What to work on =>
List every line below containing "that".

Given data =>
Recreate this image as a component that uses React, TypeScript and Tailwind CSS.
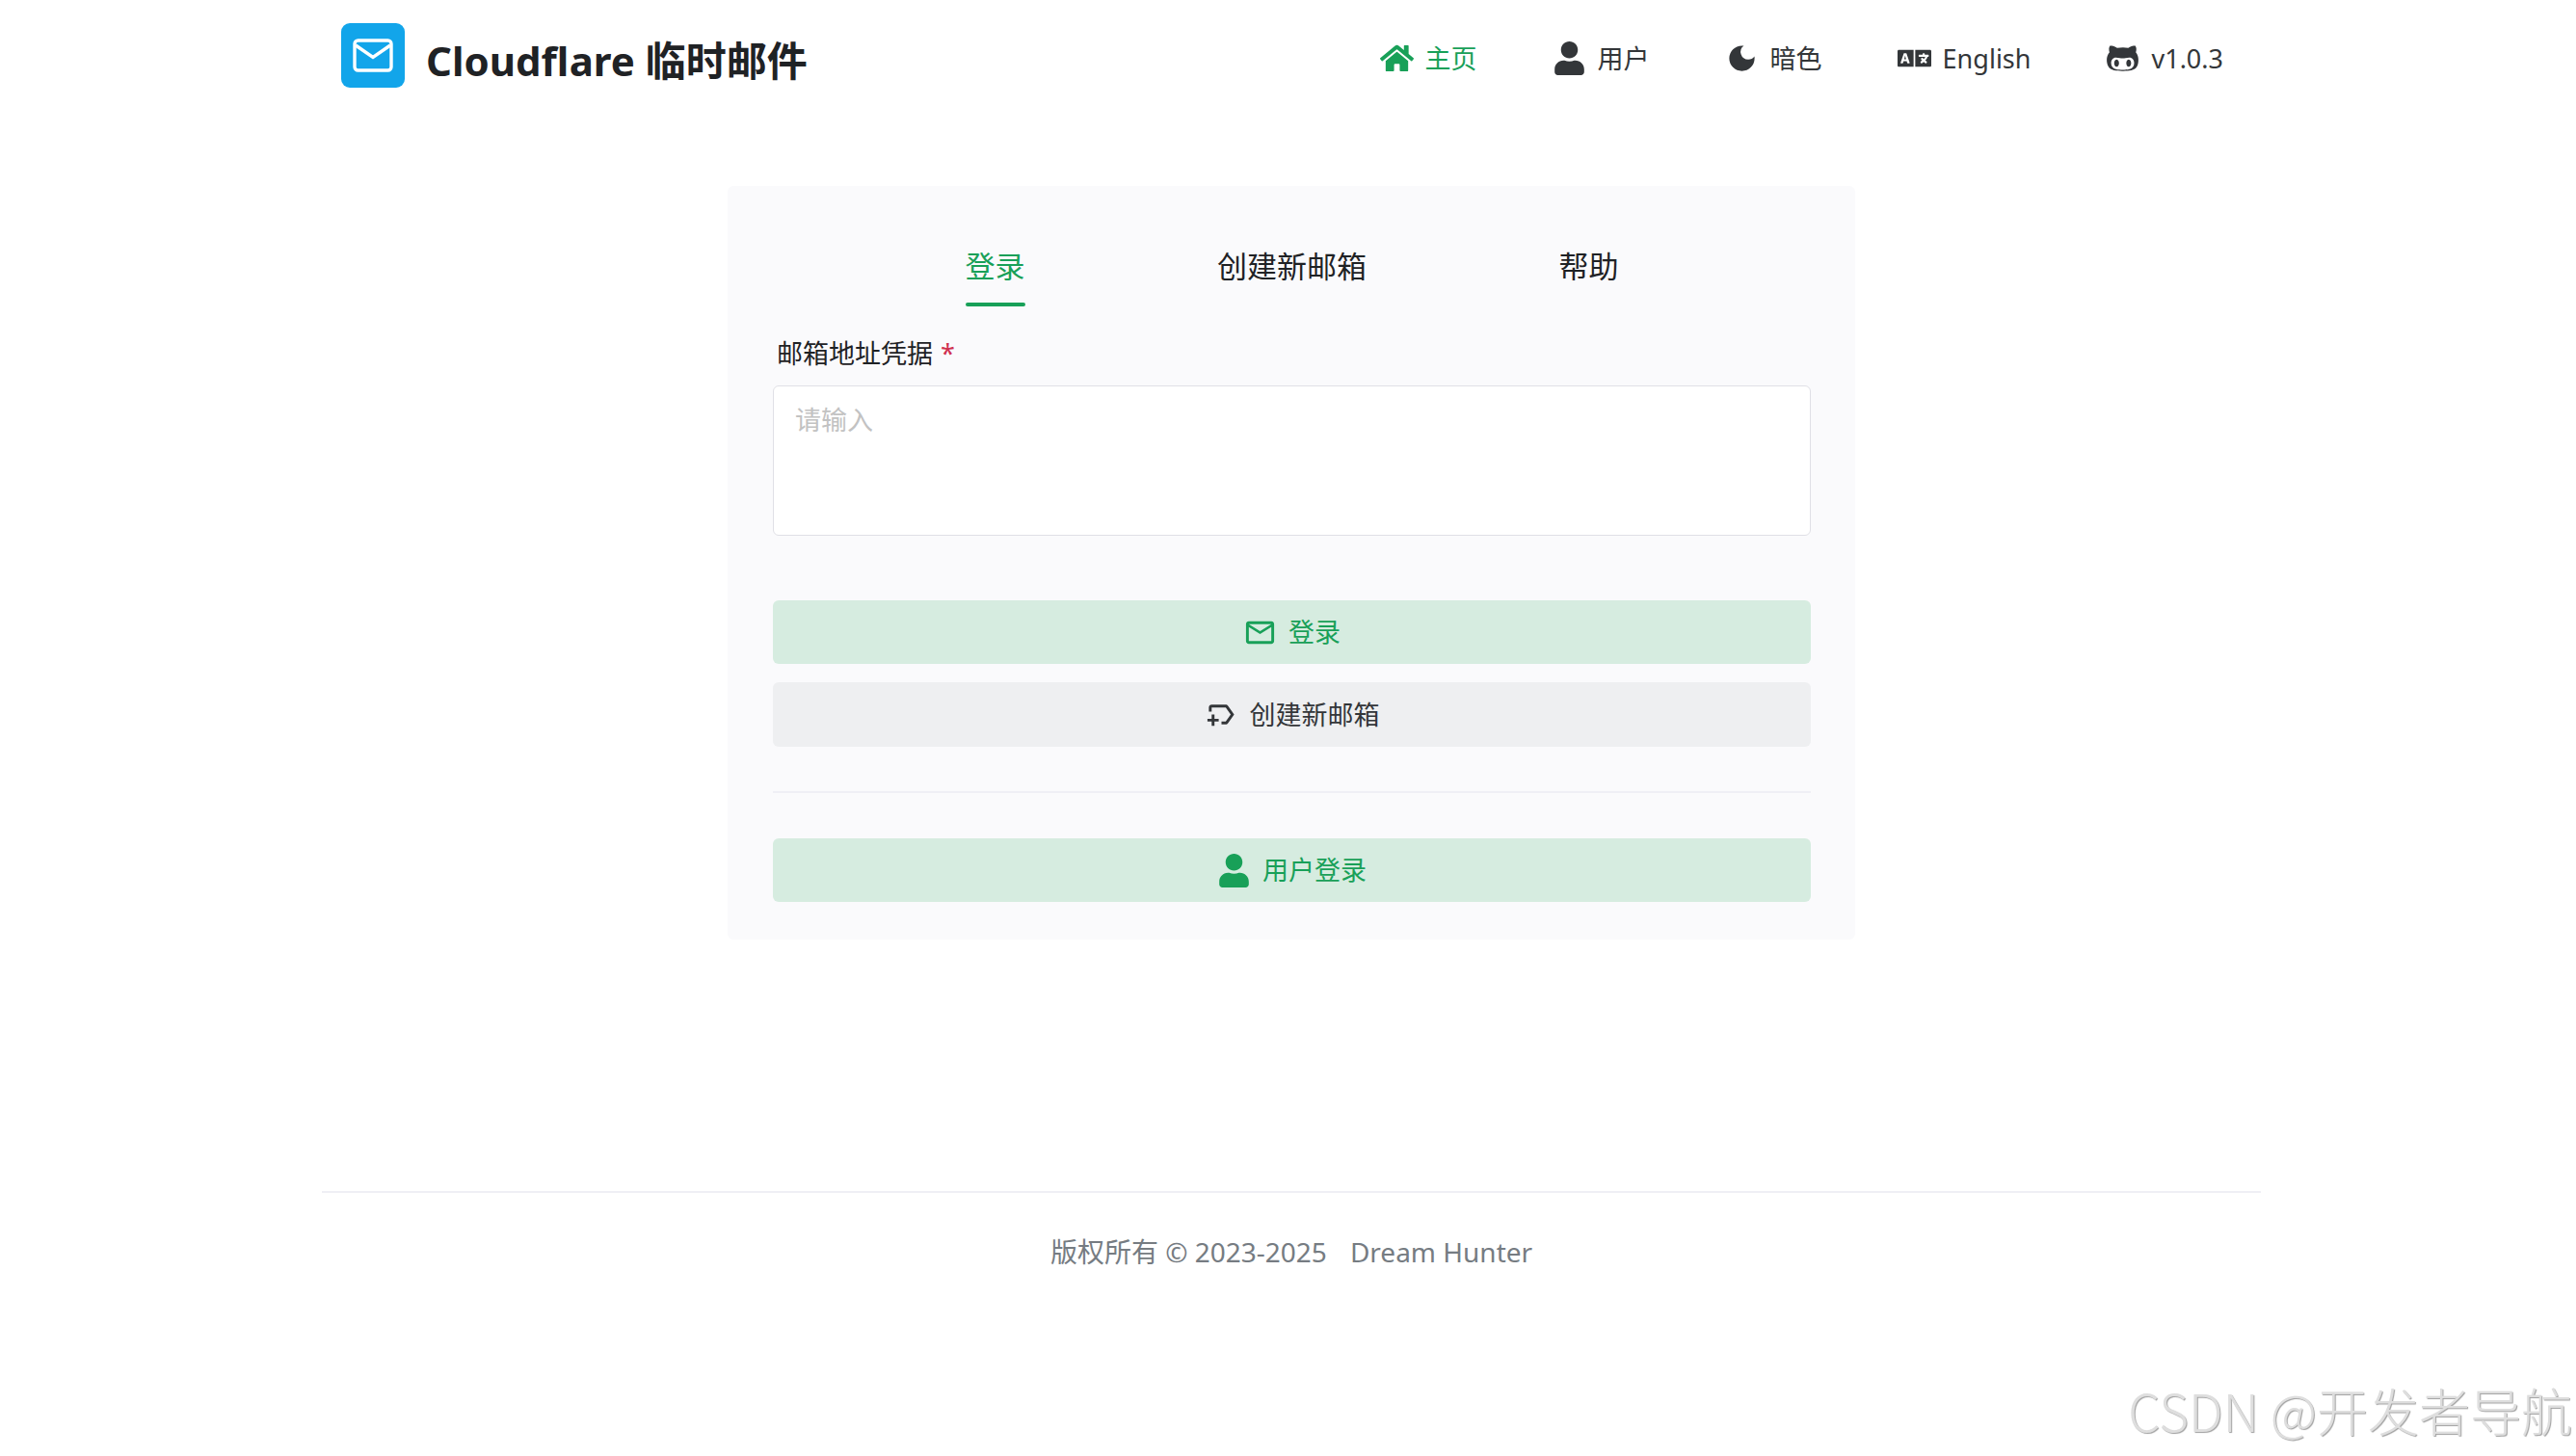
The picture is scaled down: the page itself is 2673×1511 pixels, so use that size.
// src/App.tsx
import React, { useState } from 'react';
import { FaGithubAlt, FaHome, FaLanguage, FaUser } from 'react-icons/fa';
import { MdDarkMode, MdMailOutline, MdOutlineNewLabel } from 'react-icons/md';

const menuItems = [
  { key: 'home', label: '主页', icon: FaHome },
  { key: 'user', label: '用户', icon: FaUser },
  { key: 'theme', label: '暗色', icon: MdDarkMode },
  { key: 'lang', label: 'English', icon: FaLanguage },
  { key: 'version', label: 'v1.0.3', icon: FaGithubAlt },
];

const tabs = [
  { key: 'signin', label: '登录' },
  { key: 'register', label: '创建新邮箱' },
  { key: 'help', label: '帮助' },
];

function Logo() {
  return (
    <svg viewBox="0 0 66 67" className="w-[66px] h-[67px] shrink-0" aria-hidden="true">
      <rect width="66" height="67" rx="9" fill="#12a5ea" />
      <rect x="14" y="18" width="38" height="31" rx="3.5" fill="none" stroke="#fff" strokeWidth="3.4" />
      <path d="M15 23 L33 35.5 L51 23" fill="none" stroke="#fff" strokeWidth="3.4" />
    </svg>
  );
}

function App() {
  const [activeTab, setActiveTab] = useState('signin');
  const [credential, setCredential] = useState('');

  return (
    <div className="relative min-h-screen bg-white pl-[7px] text-[27px] leading-[40px] text-[#1f2225] font-['Noto_Sans','Noto_Sans_CJK_SC',sans-serif]">
      <div className="mx-auto w-full max-w-[2012px]">
        {/* Header */}
        <header className="flex items-center justify-between pl-5 pt-6">
          <div className="flex items-center gap-[22px]">
            <Logo />
            <h1 className="pt-[11px] text-[42px] leading-[56px] font-bold">Cloudflare 临时邮件</h1>
          </div>
          <nav className="flex items-center pt-1.5">
            {menuItems.map(({ key, label, icon: Icon }) => (
              <button
                key={key}
                type="button"
                className={`flex items-center gap-3 px-[39px] ${key === 'home' ? 'text-[#18a058]' : 'text-[#333639]'}`}
              >
                <Icon className="size-[35px]" />
                <span>{label}</span>
              </button>
            ))}
          </nav>
        </header>

        {/* Login card */}
        <main className="mx-auto mt-[102px] w-full max-w-[1170px] rounded-md bg-[#fafafc] pl-[47px] pr-[46px] pt-[62px] pb-[39px]">
          <div className="flex justify-evenly" role="tablist">
            {tabs.map(tab => (
              <button
                key={tab.key}
                type="button"
                role="tab"
                aria-selected={activeTab === tab.key}
                onClick={() => setActiveTab(tab.key)}
                className={`flex flex-col gap-4 text-[31px] leading-[43px] ${activeTab === tab.key ? 'text-[#18a058]' : ''}`}
              >
                {tab.label}
                <span className={`h-1 w-full rounded-xs ${activeTab === tab.key ? 'bg-[#18a058]' : ''}`} />
              </button>
            ))}
          </div>

          <form onSubmit={e => e.preventDefault()}>
            <label htmlFor="credential" className="mt-[29px] flex gap-2 pl-1">
              邮箱地址凭据 <span className="text-[#d03050]">*</span>
            </label>
            <textarea
              id="credential"
              placeholder="请输入"
              value={credential}
              onChange={e => setCredential(e.target.value)}
              className="mt-[13px] block h-[156px] w-full resize-none rounded-md border border-[#e0e0e6] bg-white px-[22px] py-[15px] placeholder:text-[#c2c2c2]"
            />
            <button
              type="submit"
              className="mt-[67px] flex h-[66px] w-full items-center justify-center gap-3 rounded-md bg-[#d6ece0] text-[#18a058]"
            >
              <MdMailOutline className="size-[35px]" />
              登录
            </button>
            <button
              type="button"
              onClick={() => setActiveTab('register')}
              className="mt-[19px] flex h-[67px] w-full items-center justify-center gap-3 rounded-md bg-[#eeeff1] text-[#333639]"
            >
              <MdOutlineNewLabel className="size-[35px]" />
              创建新邮箱
            </button>
          </form>

          <hr className="mt-[46px] mb-[47px] border-t-2 border-[#efeff5]" />

          <button
            type="button"
            className="flex h-[66px] w-full items-center justify-center gap-3 rounded-md bg-[#d6ece0] text-[#18a058]"
          >
            <FaUser className="size-[35px]" />
            用户登录
          </button>
        </main>

        {/* Footer */}
        <footer className="mt-[261px] border-t-2 border-[#efeff5] pt-[41px] pb-10">
          <div className="flex justify-center gap-6 text-[28px] text-[#767c82]">
            <span>版权所有 © 2023-2025</span>
            <span>Dream Hunter</span>
          </div>
        </footer>
      </div>

      <div className="absolute right-1 bottom-1 text-[53px] leading-[88px] font-light text-[#dedede] font-['Noto_Sans_CJK_SC',sans-serif] [text-shadow:1px_1px_1px_#a0a0a0]">
        CSDN @开发者导航
      </div>
    </div>
  );
}

export default App;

Output =>
Recreate this image as a component that uses React, TypeScript and Tailwind CSS.
The picture is scaled down: the page itself is 2673×1511 pixels, so use that size.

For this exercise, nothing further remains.